Raw data:
════════════════════

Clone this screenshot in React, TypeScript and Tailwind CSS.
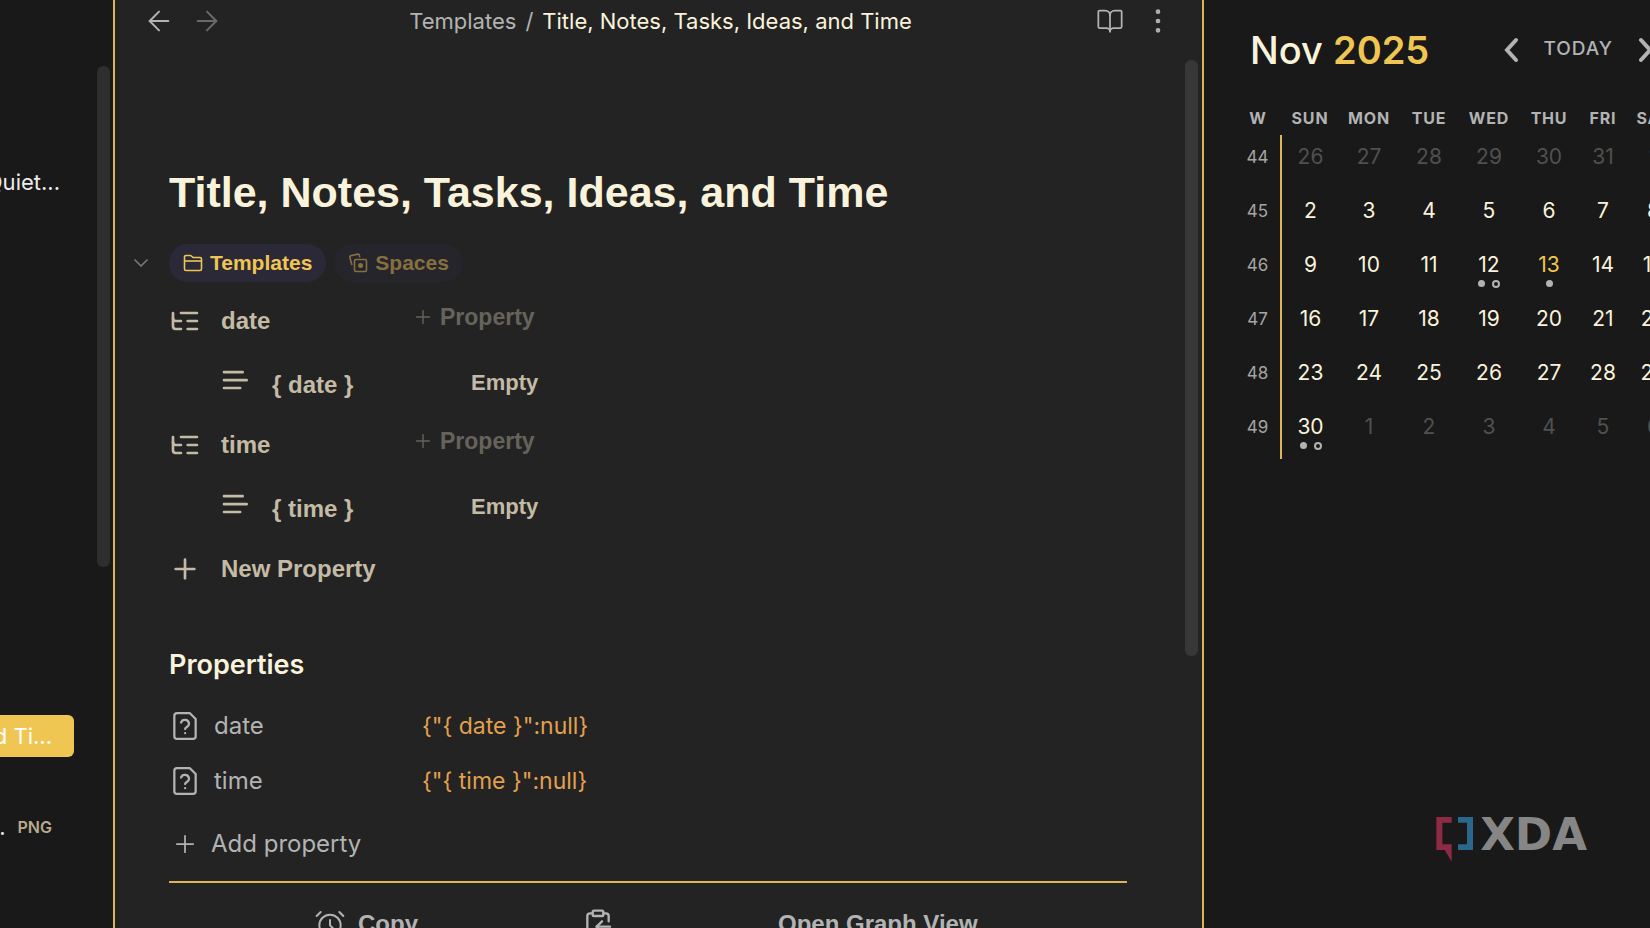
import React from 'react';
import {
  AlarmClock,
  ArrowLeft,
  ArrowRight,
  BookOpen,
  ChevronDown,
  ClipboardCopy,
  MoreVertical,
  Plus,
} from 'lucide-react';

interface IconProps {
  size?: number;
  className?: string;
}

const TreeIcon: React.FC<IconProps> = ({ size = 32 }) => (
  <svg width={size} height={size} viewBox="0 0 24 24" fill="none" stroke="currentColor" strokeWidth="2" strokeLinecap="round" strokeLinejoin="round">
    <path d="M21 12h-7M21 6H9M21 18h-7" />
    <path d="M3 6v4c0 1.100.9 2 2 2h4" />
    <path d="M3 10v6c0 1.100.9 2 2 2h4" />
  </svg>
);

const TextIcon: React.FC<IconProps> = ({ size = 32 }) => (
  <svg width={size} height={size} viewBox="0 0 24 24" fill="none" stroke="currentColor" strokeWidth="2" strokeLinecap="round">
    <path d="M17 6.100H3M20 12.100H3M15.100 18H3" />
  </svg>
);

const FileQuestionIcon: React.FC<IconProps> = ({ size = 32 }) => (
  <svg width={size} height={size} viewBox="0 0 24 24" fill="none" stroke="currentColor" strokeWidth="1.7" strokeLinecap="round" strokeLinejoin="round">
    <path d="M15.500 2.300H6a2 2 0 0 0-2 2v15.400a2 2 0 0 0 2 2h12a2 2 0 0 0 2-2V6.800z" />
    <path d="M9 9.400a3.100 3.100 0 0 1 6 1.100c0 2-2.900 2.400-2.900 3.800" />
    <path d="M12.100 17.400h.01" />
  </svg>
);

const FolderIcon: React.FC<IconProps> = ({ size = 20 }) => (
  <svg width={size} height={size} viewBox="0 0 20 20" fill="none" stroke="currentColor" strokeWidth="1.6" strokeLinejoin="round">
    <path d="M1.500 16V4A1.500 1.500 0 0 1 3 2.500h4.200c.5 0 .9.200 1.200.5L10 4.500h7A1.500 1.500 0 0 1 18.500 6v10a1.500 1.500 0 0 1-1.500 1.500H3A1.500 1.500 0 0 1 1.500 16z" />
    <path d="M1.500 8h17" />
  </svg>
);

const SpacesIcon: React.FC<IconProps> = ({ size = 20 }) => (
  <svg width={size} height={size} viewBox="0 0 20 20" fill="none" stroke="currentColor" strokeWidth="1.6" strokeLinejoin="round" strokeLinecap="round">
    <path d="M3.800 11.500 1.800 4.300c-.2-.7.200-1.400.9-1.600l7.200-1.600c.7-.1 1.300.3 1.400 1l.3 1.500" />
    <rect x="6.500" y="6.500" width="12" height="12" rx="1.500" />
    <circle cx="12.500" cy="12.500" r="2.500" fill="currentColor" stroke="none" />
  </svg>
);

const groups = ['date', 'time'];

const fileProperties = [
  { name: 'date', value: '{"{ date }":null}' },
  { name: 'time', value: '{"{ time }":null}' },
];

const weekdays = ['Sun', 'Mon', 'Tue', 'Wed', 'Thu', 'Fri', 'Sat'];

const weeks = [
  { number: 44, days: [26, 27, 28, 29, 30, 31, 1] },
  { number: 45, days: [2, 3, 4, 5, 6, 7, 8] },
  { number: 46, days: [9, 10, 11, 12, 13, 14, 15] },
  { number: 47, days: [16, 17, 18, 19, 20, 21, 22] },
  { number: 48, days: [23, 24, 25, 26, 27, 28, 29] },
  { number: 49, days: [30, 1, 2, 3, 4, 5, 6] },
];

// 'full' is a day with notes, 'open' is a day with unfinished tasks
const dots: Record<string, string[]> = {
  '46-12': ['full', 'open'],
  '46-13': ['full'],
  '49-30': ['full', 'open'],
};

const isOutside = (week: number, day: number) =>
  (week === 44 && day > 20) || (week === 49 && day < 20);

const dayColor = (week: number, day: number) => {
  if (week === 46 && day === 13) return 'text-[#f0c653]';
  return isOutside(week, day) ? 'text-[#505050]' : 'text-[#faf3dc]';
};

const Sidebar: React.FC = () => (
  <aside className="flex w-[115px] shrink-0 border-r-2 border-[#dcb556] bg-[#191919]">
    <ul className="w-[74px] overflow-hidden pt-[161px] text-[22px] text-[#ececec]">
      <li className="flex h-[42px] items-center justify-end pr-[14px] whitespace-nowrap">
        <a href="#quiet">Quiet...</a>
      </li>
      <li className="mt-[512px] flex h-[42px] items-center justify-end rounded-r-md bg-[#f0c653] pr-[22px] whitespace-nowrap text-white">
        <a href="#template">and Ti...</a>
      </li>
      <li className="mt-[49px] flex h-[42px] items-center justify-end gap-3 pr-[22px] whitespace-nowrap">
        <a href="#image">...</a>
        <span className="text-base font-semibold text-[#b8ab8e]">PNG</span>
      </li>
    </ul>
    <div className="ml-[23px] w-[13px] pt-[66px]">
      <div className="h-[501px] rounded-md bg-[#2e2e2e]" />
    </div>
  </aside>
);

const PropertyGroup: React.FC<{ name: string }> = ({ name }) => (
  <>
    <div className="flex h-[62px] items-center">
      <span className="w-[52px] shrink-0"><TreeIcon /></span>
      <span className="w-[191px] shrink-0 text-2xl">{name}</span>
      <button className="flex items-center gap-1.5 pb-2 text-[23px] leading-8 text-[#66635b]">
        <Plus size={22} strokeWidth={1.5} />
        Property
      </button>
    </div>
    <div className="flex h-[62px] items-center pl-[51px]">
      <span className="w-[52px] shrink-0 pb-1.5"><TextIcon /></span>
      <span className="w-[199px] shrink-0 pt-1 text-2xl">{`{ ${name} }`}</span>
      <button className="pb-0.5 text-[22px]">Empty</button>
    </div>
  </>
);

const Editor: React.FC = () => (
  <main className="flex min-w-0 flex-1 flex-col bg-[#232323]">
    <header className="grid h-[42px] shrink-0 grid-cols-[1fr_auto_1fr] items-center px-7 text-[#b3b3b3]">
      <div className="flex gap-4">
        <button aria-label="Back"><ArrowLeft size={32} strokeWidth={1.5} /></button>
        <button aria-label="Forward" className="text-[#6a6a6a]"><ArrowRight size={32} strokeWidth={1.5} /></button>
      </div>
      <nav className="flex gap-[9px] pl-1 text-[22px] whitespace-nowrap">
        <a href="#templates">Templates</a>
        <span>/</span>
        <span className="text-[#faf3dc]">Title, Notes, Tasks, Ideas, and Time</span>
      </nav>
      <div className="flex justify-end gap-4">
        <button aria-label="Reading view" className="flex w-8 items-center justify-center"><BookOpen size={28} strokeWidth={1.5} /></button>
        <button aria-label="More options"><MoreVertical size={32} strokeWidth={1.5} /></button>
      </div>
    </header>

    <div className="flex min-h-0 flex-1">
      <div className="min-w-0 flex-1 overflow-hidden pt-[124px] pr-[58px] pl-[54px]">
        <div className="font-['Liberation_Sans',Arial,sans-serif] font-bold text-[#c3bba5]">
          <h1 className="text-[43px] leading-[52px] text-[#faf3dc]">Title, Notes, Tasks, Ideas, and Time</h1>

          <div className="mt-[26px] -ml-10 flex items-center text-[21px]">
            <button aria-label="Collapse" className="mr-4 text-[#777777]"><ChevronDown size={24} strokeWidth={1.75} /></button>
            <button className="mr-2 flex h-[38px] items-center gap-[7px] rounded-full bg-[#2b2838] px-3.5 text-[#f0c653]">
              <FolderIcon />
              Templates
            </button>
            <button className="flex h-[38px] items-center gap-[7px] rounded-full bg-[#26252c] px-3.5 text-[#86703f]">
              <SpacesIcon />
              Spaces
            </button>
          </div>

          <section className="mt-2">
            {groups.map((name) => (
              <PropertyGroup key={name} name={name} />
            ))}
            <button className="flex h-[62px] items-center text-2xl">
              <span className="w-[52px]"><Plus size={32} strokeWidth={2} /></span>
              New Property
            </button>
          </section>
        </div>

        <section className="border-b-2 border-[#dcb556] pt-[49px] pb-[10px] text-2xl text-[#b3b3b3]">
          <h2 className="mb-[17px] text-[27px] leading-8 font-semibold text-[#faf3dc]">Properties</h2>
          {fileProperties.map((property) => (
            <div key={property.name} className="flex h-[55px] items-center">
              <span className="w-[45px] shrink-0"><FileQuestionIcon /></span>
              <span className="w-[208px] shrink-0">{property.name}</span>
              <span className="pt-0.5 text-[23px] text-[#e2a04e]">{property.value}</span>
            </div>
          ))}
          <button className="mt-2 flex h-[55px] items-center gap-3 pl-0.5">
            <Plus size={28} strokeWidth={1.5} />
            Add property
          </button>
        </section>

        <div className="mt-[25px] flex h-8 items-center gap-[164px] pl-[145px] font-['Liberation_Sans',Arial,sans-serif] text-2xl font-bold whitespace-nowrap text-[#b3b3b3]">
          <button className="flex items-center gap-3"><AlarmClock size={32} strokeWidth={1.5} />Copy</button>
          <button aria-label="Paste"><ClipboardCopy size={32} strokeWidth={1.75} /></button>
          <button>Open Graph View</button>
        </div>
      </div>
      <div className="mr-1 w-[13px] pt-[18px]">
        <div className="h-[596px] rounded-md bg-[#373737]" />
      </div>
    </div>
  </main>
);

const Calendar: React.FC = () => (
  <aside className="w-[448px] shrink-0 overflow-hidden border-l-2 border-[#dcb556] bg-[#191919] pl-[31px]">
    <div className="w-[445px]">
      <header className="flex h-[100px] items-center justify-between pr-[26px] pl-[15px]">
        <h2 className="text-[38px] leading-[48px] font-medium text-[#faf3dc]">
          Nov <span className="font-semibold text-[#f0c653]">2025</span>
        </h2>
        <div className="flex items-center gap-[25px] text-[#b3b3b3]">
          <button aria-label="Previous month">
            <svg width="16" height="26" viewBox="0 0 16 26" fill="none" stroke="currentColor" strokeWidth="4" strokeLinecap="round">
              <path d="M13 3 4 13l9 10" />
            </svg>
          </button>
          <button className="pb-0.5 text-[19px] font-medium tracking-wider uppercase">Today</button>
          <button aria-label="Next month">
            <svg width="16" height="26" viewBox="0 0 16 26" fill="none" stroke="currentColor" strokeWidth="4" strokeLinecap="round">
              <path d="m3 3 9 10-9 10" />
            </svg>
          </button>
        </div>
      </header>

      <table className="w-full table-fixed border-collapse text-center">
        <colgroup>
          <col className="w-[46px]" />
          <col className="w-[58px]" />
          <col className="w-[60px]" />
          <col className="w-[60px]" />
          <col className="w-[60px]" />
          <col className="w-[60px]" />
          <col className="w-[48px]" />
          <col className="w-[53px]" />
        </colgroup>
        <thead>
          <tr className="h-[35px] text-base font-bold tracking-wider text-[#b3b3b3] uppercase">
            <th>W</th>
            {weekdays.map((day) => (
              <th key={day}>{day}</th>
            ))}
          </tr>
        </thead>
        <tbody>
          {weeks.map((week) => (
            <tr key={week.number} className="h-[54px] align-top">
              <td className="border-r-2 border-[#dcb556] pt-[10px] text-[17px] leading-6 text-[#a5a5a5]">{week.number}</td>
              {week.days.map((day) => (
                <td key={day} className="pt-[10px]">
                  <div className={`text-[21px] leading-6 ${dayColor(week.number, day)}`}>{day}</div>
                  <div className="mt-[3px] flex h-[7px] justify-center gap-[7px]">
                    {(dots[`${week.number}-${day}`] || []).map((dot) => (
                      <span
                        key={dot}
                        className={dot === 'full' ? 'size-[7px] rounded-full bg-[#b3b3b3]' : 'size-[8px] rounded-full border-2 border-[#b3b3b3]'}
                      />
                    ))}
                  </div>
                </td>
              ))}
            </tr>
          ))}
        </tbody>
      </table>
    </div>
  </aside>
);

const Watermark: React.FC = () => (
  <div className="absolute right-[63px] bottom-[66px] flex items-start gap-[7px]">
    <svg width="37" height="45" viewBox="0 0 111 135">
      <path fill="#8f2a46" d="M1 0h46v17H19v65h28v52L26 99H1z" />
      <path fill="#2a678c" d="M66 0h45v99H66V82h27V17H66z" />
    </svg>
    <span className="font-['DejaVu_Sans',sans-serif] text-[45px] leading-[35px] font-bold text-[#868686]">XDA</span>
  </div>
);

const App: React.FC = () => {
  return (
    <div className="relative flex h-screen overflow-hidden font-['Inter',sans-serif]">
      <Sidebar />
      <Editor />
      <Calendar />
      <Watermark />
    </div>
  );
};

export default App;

════════════════════

Stated task: Copy nothing but the lines from the first one in the listing through the line with "const groups = ['date', 'time'];", and omit the pictures.

Output:
Clone this screenshot in React, TypeScript and Tailwind CSS.
import React from 'react';
import {
  AlarmClock,
  ArrowLeft,
  ArrowRight,
  BookOpen,
  ChevronDown,
  ClipboardCopy,
  MoreVertical,
  Plus,
} from 'lucide-react';

interface IconProps {
  size?: number;
  className?: string;
}

const TreeIcon: React.FC<IconProps> = ({ size = 32 }) => (
  <svg width={size} height={size} viewBox="0 0 24 24" fill="none" stroke="currentColor" strokeWidth="2" strokeLinecap="round" strokeLinejoin="round">
    <path d="M21 12h-7M21 6H9M21 18h-7" />
    <path d="M3 6v4c0 1.100.9 2 2 2h4" />
    <path d="M3 10v6c0 1.100.9 2 2 2h4" />
  </svg>
);

const TextIcon: React.FC<IconProps> = ({ size = 32 }) => (
  <svg width={size} height={size} viewBox="0 0 24 24" fill="none" stroke="currentColor" strokeWidth="2" strokeLinecap="round">
    <path d="M17 6.100H3M20 12.100H3M15.100 18H3" />
  </svg>
);

const FileQuestionIcon: React.FC<IconProps> = ({ size = 32 }) => (
  <svg width={size} height={size} viewBox="0 0 24 24" fill="none" stroke="currentColor" strokeWidth="1.7" strokeLinecap="round" strokeLinejoin="round">
    <path d="M15.500 2.300H6a2 2 0 0 0-2 2v15.400a2 2 0 0 0 2 2h12a2 2 0 0 0 2-2V6.800z" />
    <path d="M9 9.400a3.100 3.100 0 0 1 6 1.100c0 2-2.900 2.400-2.900 3.800" />
    <path d="M12.100 17.400h.01" />
  </svg>
);

const FolderIcon: React.FC<IconProps> = ({ size = 20 }) => (
  <svg width={size} height={size} viewBox="0 0 20 20" fill="none" stroke="currentColor" strokeWidth="1.6" strokeLinejoin="round">
    <path d="M1.500 16V4A1.500 1.500 0 0 1 3 2.500h4.200c.5 0 .9.200 1.200.5L10 4.500h7A1.500 1.500 0 0 1 18.500 6v10a1.500 1.500 0 0 1-1.500 1.500H3A1.500 1.500 0 0 1 1.500 16z" />
    <path d="M1.500 8h17" />
  </svg>
);

const SpacesIcon: React.FC<IconProps> = ({ size = 20 }) => (
  <svg width={size} height={size} viewBox="0 0 20 20" fill="none" stroke="currentColor" strokeWidth="1.6" strokeLinejoin="round" strokeLinecap="round">
    <path d="M3.800 11.500 1.800 4.300c-.2-.7.200-1.400.9-1.600l7.200-1.600c.7-.1 1.300.3 1.400 1l.3 1.500" />
    <rect x="6.500" y="6.500" width="12" height="12" rx="1.500" />
    <circle cx="12.500" cy="12.500" r="2.500" fill="currentColor" stroke="none" />
  </svg>
);

const groups = ['date', 'time'];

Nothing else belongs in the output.